* START SUPPLIED RECORDS *
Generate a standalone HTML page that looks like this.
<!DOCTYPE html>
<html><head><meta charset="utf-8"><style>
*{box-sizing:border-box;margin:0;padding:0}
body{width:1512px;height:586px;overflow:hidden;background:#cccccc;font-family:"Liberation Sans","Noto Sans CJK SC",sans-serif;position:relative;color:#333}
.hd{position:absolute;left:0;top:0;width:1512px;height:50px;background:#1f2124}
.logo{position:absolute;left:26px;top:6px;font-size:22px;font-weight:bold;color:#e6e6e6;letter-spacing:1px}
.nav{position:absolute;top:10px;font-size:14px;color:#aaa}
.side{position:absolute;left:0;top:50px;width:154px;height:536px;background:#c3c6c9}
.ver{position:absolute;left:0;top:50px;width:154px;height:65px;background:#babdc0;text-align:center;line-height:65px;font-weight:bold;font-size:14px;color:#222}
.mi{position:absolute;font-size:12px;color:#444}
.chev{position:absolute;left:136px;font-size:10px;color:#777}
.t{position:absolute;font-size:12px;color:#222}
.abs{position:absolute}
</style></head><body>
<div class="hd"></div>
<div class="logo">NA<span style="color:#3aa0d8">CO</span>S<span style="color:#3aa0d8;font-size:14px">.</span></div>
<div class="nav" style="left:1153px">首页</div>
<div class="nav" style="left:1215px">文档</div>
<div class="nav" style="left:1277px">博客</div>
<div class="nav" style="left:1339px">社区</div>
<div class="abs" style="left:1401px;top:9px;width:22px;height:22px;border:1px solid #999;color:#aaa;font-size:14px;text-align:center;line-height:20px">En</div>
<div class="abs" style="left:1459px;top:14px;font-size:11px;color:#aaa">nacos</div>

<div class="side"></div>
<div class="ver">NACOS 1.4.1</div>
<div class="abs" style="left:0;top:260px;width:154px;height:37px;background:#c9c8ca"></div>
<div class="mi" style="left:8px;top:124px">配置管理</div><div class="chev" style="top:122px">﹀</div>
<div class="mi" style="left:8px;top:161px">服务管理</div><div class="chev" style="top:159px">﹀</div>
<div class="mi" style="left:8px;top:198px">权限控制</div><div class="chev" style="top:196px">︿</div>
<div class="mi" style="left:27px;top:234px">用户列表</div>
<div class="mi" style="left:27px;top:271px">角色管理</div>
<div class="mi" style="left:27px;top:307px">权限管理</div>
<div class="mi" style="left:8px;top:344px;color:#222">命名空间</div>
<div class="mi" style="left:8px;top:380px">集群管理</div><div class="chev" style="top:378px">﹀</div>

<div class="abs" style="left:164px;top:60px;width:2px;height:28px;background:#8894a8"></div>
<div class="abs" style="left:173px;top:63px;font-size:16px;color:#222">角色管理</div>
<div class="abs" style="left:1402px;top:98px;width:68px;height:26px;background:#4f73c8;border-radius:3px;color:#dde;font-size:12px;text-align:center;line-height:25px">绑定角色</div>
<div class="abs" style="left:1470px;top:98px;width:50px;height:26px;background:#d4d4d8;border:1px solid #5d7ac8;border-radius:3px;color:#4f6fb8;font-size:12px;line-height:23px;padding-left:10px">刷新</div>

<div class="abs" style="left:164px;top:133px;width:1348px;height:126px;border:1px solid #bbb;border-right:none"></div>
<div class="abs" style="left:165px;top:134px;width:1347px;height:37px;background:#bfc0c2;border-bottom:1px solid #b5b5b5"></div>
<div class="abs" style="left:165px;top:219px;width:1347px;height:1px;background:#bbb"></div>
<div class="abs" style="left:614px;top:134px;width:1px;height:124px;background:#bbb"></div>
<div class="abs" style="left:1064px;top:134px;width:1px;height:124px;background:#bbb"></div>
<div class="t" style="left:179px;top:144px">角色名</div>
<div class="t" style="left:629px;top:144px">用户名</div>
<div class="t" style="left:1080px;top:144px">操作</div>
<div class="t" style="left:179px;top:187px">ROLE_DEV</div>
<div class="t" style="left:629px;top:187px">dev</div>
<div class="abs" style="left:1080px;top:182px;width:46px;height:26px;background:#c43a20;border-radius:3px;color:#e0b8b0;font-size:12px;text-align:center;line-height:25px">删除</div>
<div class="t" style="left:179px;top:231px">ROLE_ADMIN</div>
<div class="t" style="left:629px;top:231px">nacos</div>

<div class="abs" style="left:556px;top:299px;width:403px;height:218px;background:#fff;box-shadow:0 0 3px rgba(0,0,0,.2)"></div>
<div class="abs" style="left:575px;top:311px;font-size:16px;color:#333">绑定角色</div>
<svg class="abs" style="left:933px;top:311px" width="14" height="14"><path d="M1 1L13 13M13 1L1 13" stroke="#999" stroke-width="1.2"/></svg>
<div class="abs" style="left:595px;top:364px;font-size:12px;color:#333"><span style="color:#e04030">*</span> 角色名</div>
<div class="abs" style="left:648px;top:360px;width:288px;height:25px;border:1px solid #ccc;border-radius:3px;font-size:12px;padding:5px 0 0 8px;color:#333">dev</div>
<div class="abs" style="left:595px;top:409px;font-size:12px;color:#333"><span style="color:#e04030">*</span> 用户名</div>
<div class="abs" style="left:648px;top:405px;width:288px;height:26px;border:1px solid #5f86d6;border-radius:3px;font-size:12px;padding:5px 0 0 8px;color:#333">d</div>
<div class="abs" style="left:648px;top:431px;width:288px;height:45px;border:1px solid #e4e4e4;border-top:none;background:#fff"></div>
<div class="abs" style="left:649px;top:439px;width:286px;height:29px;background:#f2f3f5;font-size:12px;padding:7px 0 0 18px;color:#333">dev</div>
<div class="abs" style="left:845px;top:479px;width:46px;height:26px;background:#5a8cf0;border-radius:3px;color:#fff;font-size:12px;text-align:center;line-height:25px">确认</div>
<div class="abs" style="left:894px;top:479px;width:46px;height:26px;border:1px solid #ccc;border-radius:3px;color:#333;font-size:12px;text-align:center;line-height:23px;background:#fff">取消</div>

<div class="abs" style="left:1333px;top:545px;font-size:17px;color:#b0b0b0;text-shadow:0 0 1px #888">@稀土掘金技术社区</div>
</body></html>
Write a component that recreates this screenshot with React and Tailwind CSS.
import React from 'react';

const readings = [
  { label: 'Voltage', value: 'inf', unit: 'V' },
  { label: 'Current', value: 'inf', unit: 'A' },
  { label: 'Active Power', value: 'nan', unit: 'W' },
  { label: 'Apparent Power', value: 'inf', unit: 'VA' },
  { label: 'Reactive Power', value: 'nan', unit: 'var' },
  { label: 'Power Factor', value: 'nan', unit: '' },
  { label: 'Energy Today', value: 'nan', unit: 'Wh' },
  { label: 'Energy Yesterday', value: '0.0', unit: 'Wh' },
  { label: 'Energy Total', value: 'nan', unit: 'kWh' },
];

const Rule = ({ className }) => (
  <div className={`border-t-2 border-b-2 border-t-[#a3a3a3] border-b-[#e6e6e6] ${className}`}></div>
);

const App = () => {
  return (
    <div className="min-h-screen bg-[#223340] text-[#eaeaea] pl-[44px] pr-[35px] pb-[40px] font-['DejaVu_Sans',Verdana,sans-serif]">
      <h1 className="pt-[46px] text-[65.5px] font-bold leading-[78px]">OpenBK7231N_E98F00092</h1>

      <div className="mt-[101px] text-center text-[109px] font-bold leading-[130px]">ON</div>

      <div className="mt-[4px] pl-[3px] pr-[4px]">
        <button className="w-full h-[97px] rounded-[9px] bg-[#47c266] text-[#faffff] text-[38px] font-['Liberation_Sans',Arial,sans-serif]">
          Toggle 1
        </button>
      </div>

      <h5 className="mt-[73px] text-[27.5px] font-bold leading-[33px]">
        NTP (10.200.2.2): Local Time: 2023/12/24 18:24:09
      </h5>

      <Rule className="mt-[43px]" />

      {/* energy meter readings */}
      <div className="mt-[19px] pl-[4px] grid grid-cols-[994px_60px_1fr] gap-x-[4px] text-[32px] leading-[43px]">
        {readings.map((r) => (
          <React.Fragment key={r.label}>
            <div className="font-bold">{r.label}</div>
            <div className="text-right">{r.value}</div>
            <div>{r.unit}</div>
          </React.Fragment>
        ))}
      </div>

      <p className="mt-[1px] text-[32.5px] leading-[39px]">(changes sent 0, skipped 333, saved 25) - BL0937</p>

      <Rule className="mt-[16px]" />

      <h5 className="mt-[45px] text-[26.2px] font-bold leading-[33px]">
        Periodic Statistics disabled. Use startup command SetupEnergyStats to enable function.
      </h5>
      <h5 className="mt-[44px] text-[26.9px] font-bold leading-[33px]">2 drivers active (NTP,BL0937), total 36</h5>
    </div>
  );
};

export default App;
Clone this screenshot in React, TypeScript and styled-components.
* END SUPPLIED RECORDS *
[WRITTEN REQUEST]:
Check each line in the records for the word "this" and say how many have it, with nothing else.

[TASK RESULT]:
3